皆さんもご存じの通り、SDGsは、2030年を目標年次とした17の目標と、169のターゲットから構成されています。
このSDGsの良い点は、
❶国際社会共通であること
❷具体的な行動レベルに落とし込めること
❸日本でも認知度が高まっていること
そして
❹CSRやESGとの紐付けができること
が挙げられます。
私は、当初SDGsについては、日本の現状にそぐわないと考えていましたが、169のターゲットとの関連まで考慮すると、企業活動の大部分を包含できると考えるようになりました。
CSRは「評価される側の企業の視点」、ESGは「企業を評価する側の視点」ですが、SDGsは両方の視点を持ちながら、具体的に企業活動レベルに落とし込むことができる。
また、これまで企業があまり考えてこなかった国際レベルの課題を理解することで、企業革新にも活用できると思います。
3.SDGsを「攻め」の課題解決に活用する
昨日の投稿で「守り」の課題解決として取り上げたCSRは、どちらかというと「社会課題の解決」が主体であり、自社の本業の業績(売上・利益)には直接関わらない性質のものでした。

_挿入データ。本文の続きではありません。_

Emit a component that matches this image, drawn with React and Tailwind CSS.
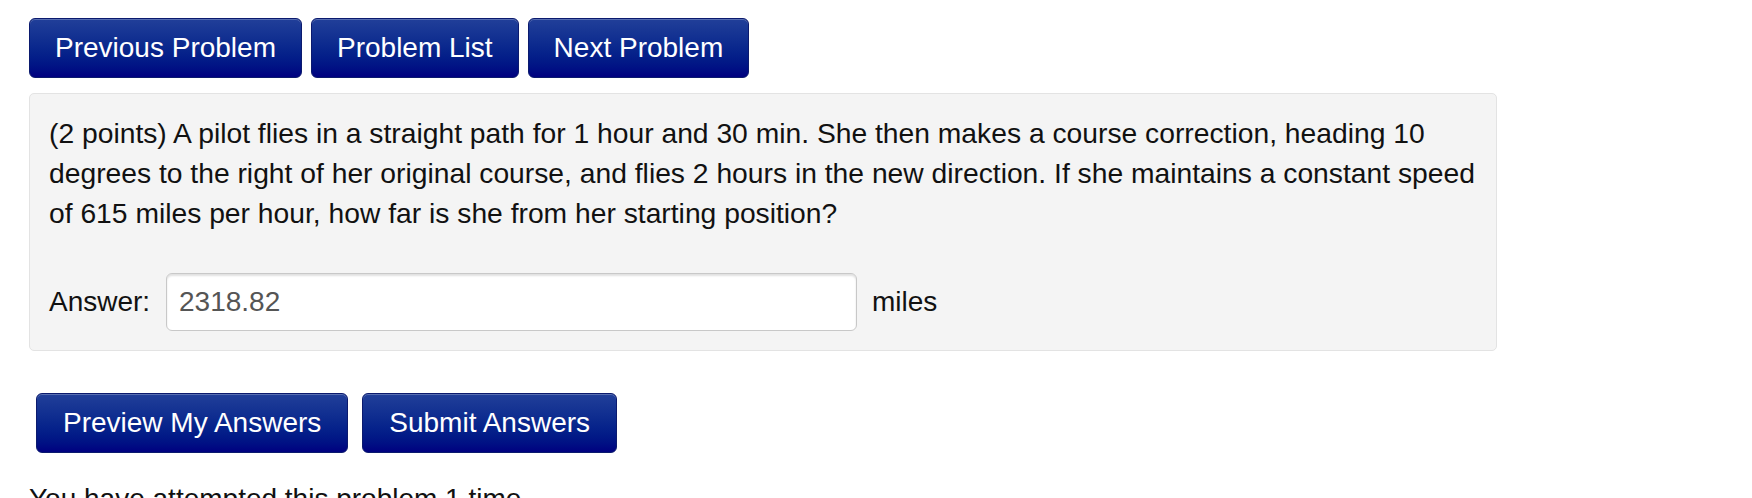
import React from "react";

function Btn({ children, wide }) {
  return (
    <button
      type="button"
      className={
        "h-[60px] flex items-center rounded-[6px] border border-[#0b1a6e] bg-gradient-to-b from-[#213f99] to-[#000080] text-white text-[28px] leading-none shadow-[inset_0_1px_0_rgba(255,255,255,0.25)] whitespace-nowrap " +
        (wide ? "px-[26px]" : "px-[25px]")
      }
    >
      {children}
    </button>
  );
}

export default function App() {
  return (
    <div className="w-[1752px] h-[498px] overflow-hidden bg-white text-[#111] font-['Liberation_Sans',Arial,sans-serif]">
      <div className="pt-[18px] pl-[29px] flex gap-[9px]">
        <Btn>Previous Problem</Btn>
        <Btn>Problem List</Btn>
        <Btn>Next Problem</Btn>
      </div>

      <div className="mt-[15px] ml-[29px] w-[1468px] rounded-[5px] border border-[#e3e3e3] bg-[#f4f4f4] p-[19px] text-[28px] leading-[40px]">
        <p className="whitespace-nowrap text-[28.25px]">
          (2 points) A pilot flies in a straight path for 1 hour and 30 min. She then makes a course correction, heading 10
          <br />
          degrees to the right of her original course, and flies 2 hours in the new direction. If she maintains a constant speed
          <br />
          of 615 miles per hour, how far is she from her starting position?
        </p>
        <div className="mt-[40px] flex items-center h-[58px]">
          <span className="w-[117px] shrink-0">Answer:</span>
          <div className="w-[691px] h-[58px] shrink-0 rounded-[6px] border border-[#c8c8c8] bg-white shadow-[inset_0_2px_2px_rgba(0,0,0,0.12)] flex items-center pl-[12px] text-[#555]">
            2318.82
          </div>
          <span className="ml-[15px]">miles</span>
        </div>
      </div>

      <div className="mt-[42px] pl-[36px] flex gap-[14px]">
        <Btn wide>Preview My Answers</Btn>
        <Btn wide>Submit Answers</Btn>
      </div>

      <p className="mt-[26px] pl-[29px] text-[28px] leading-[40px] whitespace-nowrap">
        You have attempted this problem 1 time.
      </p>
    </div>
  );
}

私は、これまでの投稿でも何度もお話しして来たように、企業が「社会課題の解決」を行うだけでは、5年、10年、そして100年継続することはできないということは理解できると思います。
本業の売上・利益(経済的価値)と社会課題の解決(社会的価値)の共通部分(共通価値)を増やすことが企業の持続可能性の必須条件です。
その共通部分を「共有価値」と呼んでいますが、この共有価値を具体的にSDGsの目標に当てはめることで、「売上・利益」と「社会課題の解決」を両立させることができます。
最近、各社の企業のホームページを見ると、必ずと言っていい程、自社の活動がどのSDGs目標に関連するかを表す図を掲げています。
そのSDGsの目標達成の活動の一つひとつを再度振り返り、その活動が自社の本業の売上・利益に貢献しているかを考えて見ることが非常に重要です。
SDGs目標を自社の儲ける仕組みに取り込むことを是非考えて見て下さい。